With the exception of a sharp downward spike between January 1995 and January 1997, the innovation residuals appear to be close to zero. The histogram residuals appears to have a normal distribution, but does show a slight skewness to the left and its center is not zero. The ACF plot shows positive residuals between 0 and 11, and negative residuals between 12 and 24. Based on these observations, the residuals doesn’t appear to uncorrelated and not normally distributed.

aug_retail <- fit |>
  augment() 
# Box-Pierce Test; lag = 2 * 12
bp <- aug_retail |> features(.innov, box_pierce, lag = 24)

# Ljung-Box Test; lag = 2 * 12
lb <- aug_retail |> features(.innov, ljung_box, lag = 24)
reactable(bp)
reactable(lb)

The Box-Pierce and Ljung-Box tests have a p-value of zero, allowing us to conclude that the residuals are distinguishable from white noise.

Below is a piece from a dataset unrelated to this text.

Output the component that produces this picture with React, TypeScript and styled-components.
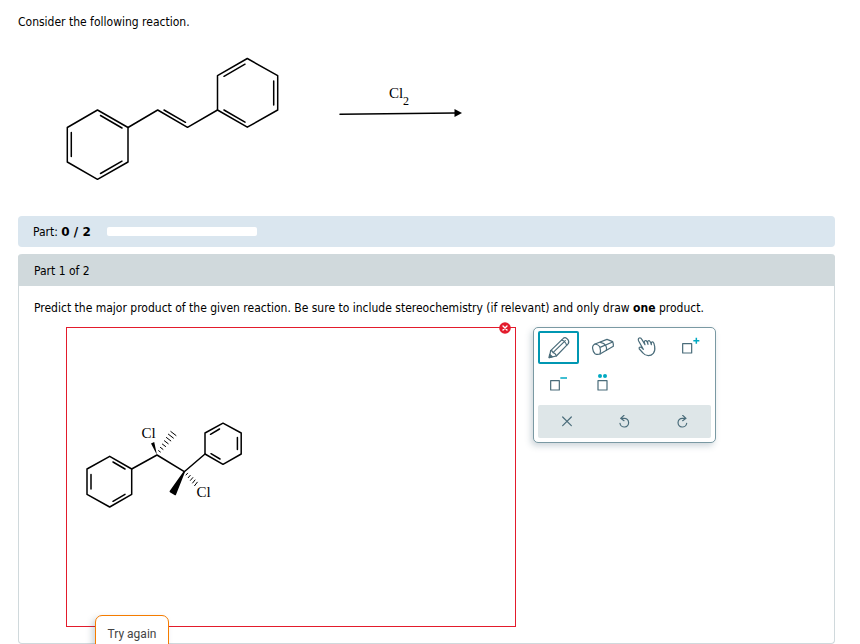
import React from "react";
import styled, { createGlobalStyle } from "styled-components";

const GlobalStyle = createGlobalStyle`
  *, *::before, *::after { box-sizing: border-box; }
  body {
    margin: 0;
    background: #fff;
    color: #000;
    font-family: "DejaVu Sans Condensed", "DejaVu Sans", sans-serif;
    font-size: 12px;
    line-height: 16px;
  }
  p { margin: 0; }
`;

const Page = styled.main`
  display: flex;
  flex-direction: column;
  height: 100vh;
  overflow: hidden;
  padding: 14px 25px 0 18px;
`;

const Reaction = styled.div`
  display: flex;
  align-items: flex-start;
  gap: 56px;
  padding: 24px 0 32px 46px;
`;

const Drawing = styled.svg`
  display: block;
  flex: none;
  fill: none;
  stroke: #000;
  stroke-width: 1.5;
  stroke-linecap: round;
  stroke-linejoin: round;
`;

const AtomLabel = styled.text<{ $sub?: boolean }>`
  fill: #000;
  stroke: none;
  font-family: "Liberation Serif", serif;
  font-size: ${(p) => (p.$sub ? 12 : 15)}px;
`;

const ProgressBar = styled.section`
  display: flex;
  align-items: center;
  gap: 16px;
  flex: none;
  height: 31px;
  padding: 0 15px;
  border-radius: 4px;
  background: #dae6ef;
`;

const Score = styled.strong`
  font-family: "DejaVu Sans", sans-serif;
`;

const Meter = styled.div`
  width: 150px;
  height: 9px;
  border-radius: 2px;
  background: #fff;
`;

const Card = styled.section`
  flex: none;
  margin-top: 7px;
  border: 1px solid #d0d9dc;
  border-top: 0;
  border-radius: 4px;
`;

const CardHeader = styled.h2`
  margin: 0 -1px;
  padding: 9px 16px 7px;
  border-radius: 4px 4px 0 0;
  background: #d0d9dc;
  font-size: 12px;
  font-weight: 400;
`;

const CardBody = styled.div`
  padding: 14px 15px 0;
`;

const Workspace = styled.div`
  display: flex;
  align-items: flex-start;
  gap: 17px;
  padding: 11px 0 16px 32px;
`;

const Canvas = styled.div`
  position: relative;
  flex: none;
  border: 1px solid #e31b2c;
`;

const ErrorBadge = styled.svg`
  position: absolute;
  top: -6px;
  right: 4px;
`;

const TryAgain = styled.button`
  position: absolute;
  left: 28px;
  top: 287px;
  width: 74px;
  height: 38px;
  border: 1px solid #f57c00;
  border-radius: 7px;
  background: #fff;
  box-shadow: -3px 3px 6px rgba(60, 90, 110, 0.25);
  color: #444;
  font-family: Roboto, sans-serif;
  font-size: 12px;
  padding: 0;
`;

const Palette = styled.div`
  width: 183px;
  padding: 3px 4px 4px;
  border: 1px solid #7a99a3;
  border-radius: 5px;
  background: #fff;
  box-shadow: -2px 3px 6px rgba(60, 90, 110, 0.25);
`;

const ToolGrid = styled.div`
  display: grid;
  grid-template-columns: repeat(4, 1fr);
  gap: 3px;
`;

const Tool = styled.button<{ $selected?: boolean }>`
  display: block;
  height: 33px;
  padding: 0;
  border: 0;
  border-radius: 2px;
  background: none;
  box-shadow: ${(p) => (p.$selected ? "inset 0 0 0 2px #0097b2" : "none")};
`;

const ActionBar = styled.div`
  display: grid;
  grid-template-columns: repeat(3, 1fr);
  margin-top: 5px;
  border-radius: 2px;
  background: #dee6e8;
`;

const Action = styled.button`
  display: flex;
  align-items: center;
  justify-content: center;
  height: 33px;
  padding: 0;
  border: 0;
  background: none;
`;

const Glyph = styled.svg`
  display: block;
  fill: none;
  stroke: #4a6c7a;
  stroke-width: 3.6;
  stroke-linecap: round;
  stroke-linejoin: round;
`;

const ToolGlyph = ({ children }: { children: React.ReactNode }) => (
  <Glyph width="41" height="33" viewBox="0 0 123 99" aria-hidden="true">
    {children}
  </Glyph>
);

const ActionGlyph = ({ d }: { d: string }) => (
  <Glyph width="14" height="14" viewBox="0 0 42 42" aria-hidden="true">
    <path d={d} />
  </Glyph>
);

const Stilbene = () => (
  <Drawing width="219" height="130" viewBox="64 54 219 130" role="img" aria-label="Stilbene">
    <path d="M97.5 110L128 127.5V162L97.5 179.3L67.3 162V127.5Z" />
    <path d="M100.5 115.5L122 128M71.3 132.5V156.5M100.5 173.5L122 161.2" />
    <path d="M128 127.5L157.7 110L187.5 127.3L217.5 110M164 110L185.5 122.3" />
    <path d="M247.3 58.5L277.7 75.7V110L247.3 127.2L217.5 110V75.7Z" />
    <path d="M224 76.3L245 64.2M273.7 81V105M224 110L245 122.2" />
  </Drawing>
);

const ReactionArrow = () => (
  <Drawing width="126" height="72" viewBox="339 54 126 72" role="img" aria-label="Reaction arrow, chlorine">
    <AtomLabel x="389" y="98">Cl</AtomLabel>
    <AtomLabel x="403" y="105" $sub>2</AtomLabel>
    <path d="M340 114.2L455 113" />
    <path d="M454.5 109L462 112.9L454.5 117Z" fill="#000" stroke="none" />
  </Drawing>
);

const Product = () => (
  <Drawing width="448" height="298" viewBox="67 328 448 298" role="img" aria-label="Drawn product">
    <path d="M109.7 456.3L131.7 469V494.3L109.7 507L87 494.3V469Z" />
    <path d="M113 462L125 469M91 474.5V489M113 501.3L125 494.3" />
    <path d="M131.7 469L157 455L184.3 471.7L205 454" />
    <path d="M223 423.2L241.2 433V454L223 464.3L205 454V433Z" />
    <path d="M210.5 434.3L219.5 429M237.4 437.5V449.5M211 453.7L220 459" />
    <path d="M157 455L151 443.5L154.2 442Z" fill="#000" stroke="none" />
    <path d="M184.3 471.7L170.3 491.5L175.3 494.5Z" fill="#000" />
    <path
      d="M158.6 450.7L160.4 452M160.4 447.4L163 449.4M162.4 444.1L165.6 446.5M164.4 440.8L168.2 443.7M166.4 437.5L170.8 440.9M168.4 434.2L173.4 438.1M170.8 431.5L176 435.5"
      strokeWidth="1"
    />
    <path
      d="M187.6 473.2L186 475M190.2 475.4L188.2 477.7M192.8 477.6L190.4 480.4M195 480L192.6 483M197.3 482.2L194.6 485.7"
      strokeWidth="1"
    />
    <AtomLabel x="141.5" y="438">Cl</AtomLabel>
    <AtomLabel x="196.5" y="497">Cl</AtomLabel>
  </Drawing>
);

export default function App() {
  return (
    <>
      <GlobalStyle />
      <Page>
        <p>Consider the following reaction.</p>
        <Reaction>
          <Stilbene />
          <ReactionArrow />
        </Reaction>
        <ProgressBar>
          <span>
            Part: <Score>0 / 2</Score>
          </span>
          <Meter role="progressbar" aria-valuemin={0} aria-valuemax={2} aria-valuenow={0} aria-label="Parts completed" />
        </ProgressBar>
        <Card>
          <CardHeader>Part 1 of 2</CardHeader>
          <CardBody>
            <p>
              Predict the major product of the given reaction. Be sure to include stereochemistry (if relevant) and only
              draw <b>one</b> product.
            </p>
            <Workspace>
              <Canvas>
                <Product />
                <ErrorBadge width="12" height="12" viewBox="0 0 12 12" role="img" aria-label="Error">
                  <circle cx="6" cy="6" r="5.8" fill="#e31b2c" />
                  <path d="M4 4L8 8M8 4L4 8" stroke="#fff" strokeWidth="1.4" strokeLinecap="round" />
                </ErrorBadge>
                <TryAgain type="button">Try again</TryAgain>
              </Canvas>
              <Palette role="toolbar" aria-label="Drawing tools">
                <ToolGrid>
                  <Tool type="button" $selected aria-label="Pencil" aria-pressed="true">
                    <ToolGlyph>
                      <path d="M38 59L76 22Q81 18 87 23Q95 30 91 38L55 75L34 80Z" />
                      <path d="M38 59Q43 58 45 65Q52 66 55 75M45 65L82 29M71 27Q82 30 86 43" />
                      <path d="M35 70L43 77L33 80Z" fill="#4a6c7a" />
                    </ToolGlyph>
                  </Tool>
                  <Tool type="button" aria-label="Eraser">
                    <ToolGlyph>
                      <path d="M32 53Q30 44 39 39L75 25L92 32Q95 39 94 46L54 69Q46 72 39 68Q33 63 32 53Z" />
                      <path d="M39 39Q51 41 54 50Q57 60 54 69M54 49L92 33M55 34Q67 36 71 43Q75 51 73 58" />
                    </ToolGlyph>
                  </Tool>
                  <Tool type="button" aria-label="Move">
                    <ToolGlyph>
                      <path d="M52 55L38 30Q35 23 40 21Q45 20 48 26L57 41L55 34Q55 28 60 29Q64 30 66 40L65 34Q65 28 70 29Q74 31 76 41L76 36Q77 31 81 33Q84 35 86 46Q88 60 82 67Q76 74 67 74Q57 74 51 66L40 54Q38 48 43 48Q47 49 52 55Z" />
                    </ToolGlyph>
                  </Tool>
                  <Tool type="button" aria-label="Increase charge">
                    <ToolGlyph>
                      <path d="M38 38H65V66H38Z" />
                      <path d="M79 20V38M70 29H88" stroke="#00a9c2" strokeWidth="4.5" strokeLinecap="butt" />
                    </ToolGlyph>
                  </Tool>
                  <Tool type="button" aria-label="Decrease charge">
                    <ToolGlyph>
                      <path d="M38 41H64V69H38Z" />
                      <path d="M67 33H87" stroke="#00a9c2" strokeWidth="4.5" strokeLinecap="butt" />
                    </ToolGlyph>
                  </Tool>
                  <Tool type="button" aria-label="Lone pair">
                    <ToolGlyph>
                      <path d="M48 41H75V69H48Z" />
                      <g fill="#00a9c2" stroke="none">
                        <circle cx="54" cy="27" r="6" />
                        <circle cx="69" cy="27" r="6" />
                      </g>
                    </ToolGlyph>
                  </Tool>
                </ToolGrid>
                <ActionBar>
                  <Action type="button" aria-label="Clear">
                    <ActionGlyph d="M8 6L34 32M34 6L8 32" />
                  </Action>
                  <Action type="button" aria-label="Undo">
                    <ActionGlyph d="M21 1L11 10L21 17M11 10H22A13 13 0 1 1 9 25" />
                  </Action>
                  <Action type="button" aria-label="Redo">
                    <ActionGlyph d="M23 1L33 10L23 17M33 10H22A13 13 0 1 0 35 25" />
                  </Action>
                </ActionBar>
              </Palette>
            </Workspace>
          </CardBody>
        </Card>
      </Page>
    </>
  );
}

e. Produce forecasts for the test data.

fc <- fit |>
  forecast(new_data = anti_join(myseries, myseries_train))
fc |> autoplot(myseries)

f. Compare the accuracy of your forecasts against the actual values.

fit |> 
  accuracy() |>
  reactable()
fc |> 
  accuracy(myseries) |>
  reactable()

g. How sensitive are the accuracy measures to the amount of training data used?

With the exception of ACF1 and MAPE, the errors in the test data increased in comparison to the training data. The MASE in the test set increased, which is interesting because the data is seasonal and would assume that the MASE in the test set would decrease as a result. This indicates that the accuracy using SNAIVE for this dataset may not be better than using another method.